Tudo bem, o discurso soa bonito, as palavras agradáveis e as promessas, reconfortantes, até que vejamos o outro lado da coisa, quando se vê a ilusão de achar que um salário mixuruca significaria fartura para as classes populares.
O governo Lula já vai sancionar lei que diminui o índice de crescimento do salário mínimo para 2,5%, contrariando todo o discurso aparentemente generoso do governo. E isso visa o tal arcabouço fiscal, plano do ministro do Planejamento, Fernando Haddad, que pretende atingir o déficit zero com uma medida de cortes de gastos do Governo Federal.
Lula age como um pelego que, não custa repetir, é o termo no qual o representante dos oprimidos faz acordos secretos com os opressores, fazendo com que as antigas reivindicações sociais sejam reduzidas a um padrão mínimo tolerável pelos detentores do poder.
Para um presidente que não mede recursos para as tais "verbas para emendas parlamentares", é um disparate querer limitar o crescimento do salário mínimo, que já ocorria em níveis vergonhosamente medíocres.
Só quem recebe mais do que oito salários mínimos é que não percebe isso. Para quem está bem de vida e de bem com a vida, pouco importa se o outro tem dívidas a pagar, precisa descansar na noite para trabalhar no dia seguinte, ter que trabalhar durante as férias e até nos domingos, e ainda recebe um salário de fome de R$ 1.518 que força as restrições do orçamento pessoal e familiar.
Infelizmente, é esse pessoal que domina as narrativas e, nesta polarização onde temos, de um lado, a direita histérica, a mídia hidrófoba e o golpismo legado do bolsolavajatismo, e, de outro, a esquerda "chapeuzinho vermelho" que só quer viver no mundo da fantasia.

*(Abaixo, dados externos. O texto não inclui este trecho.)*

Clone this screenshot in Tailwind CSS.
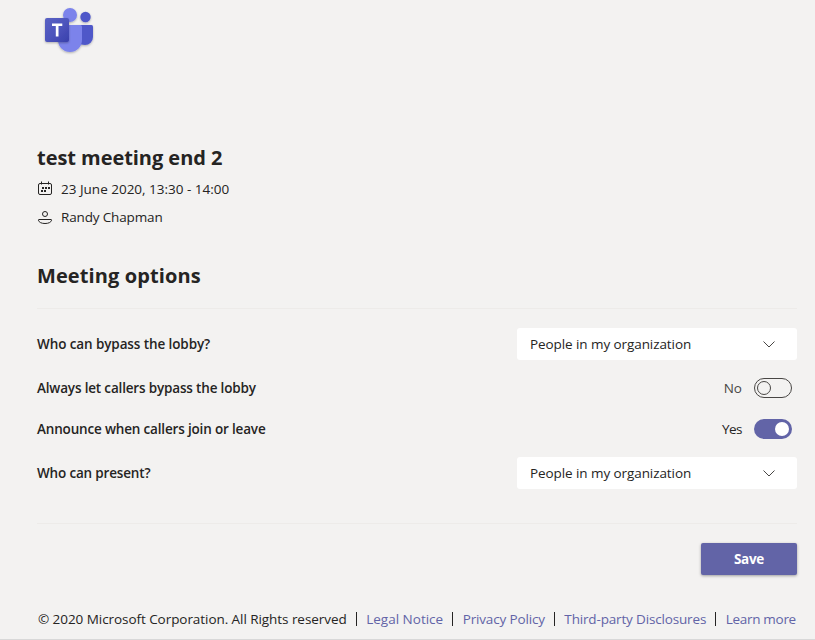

Diante desse maniqueísmo entre o sonho e o pesadelo, há um Brasil mais realista no qual lulistas, bolsonaristas e seus respectivos semelhantes fingem ver mas não têm condição alguma de enxergar. É esse Brasil verdadeiro que segue sua rotina difícil, sem que alguma coisa seja feita a seu favor. E esse pessoal vai sofrer com um salário cada vez menor, enquanto a burguesia que "democraticamente" apoia Lula continua fingindo ser pobre enquanto ganha uma boa grana.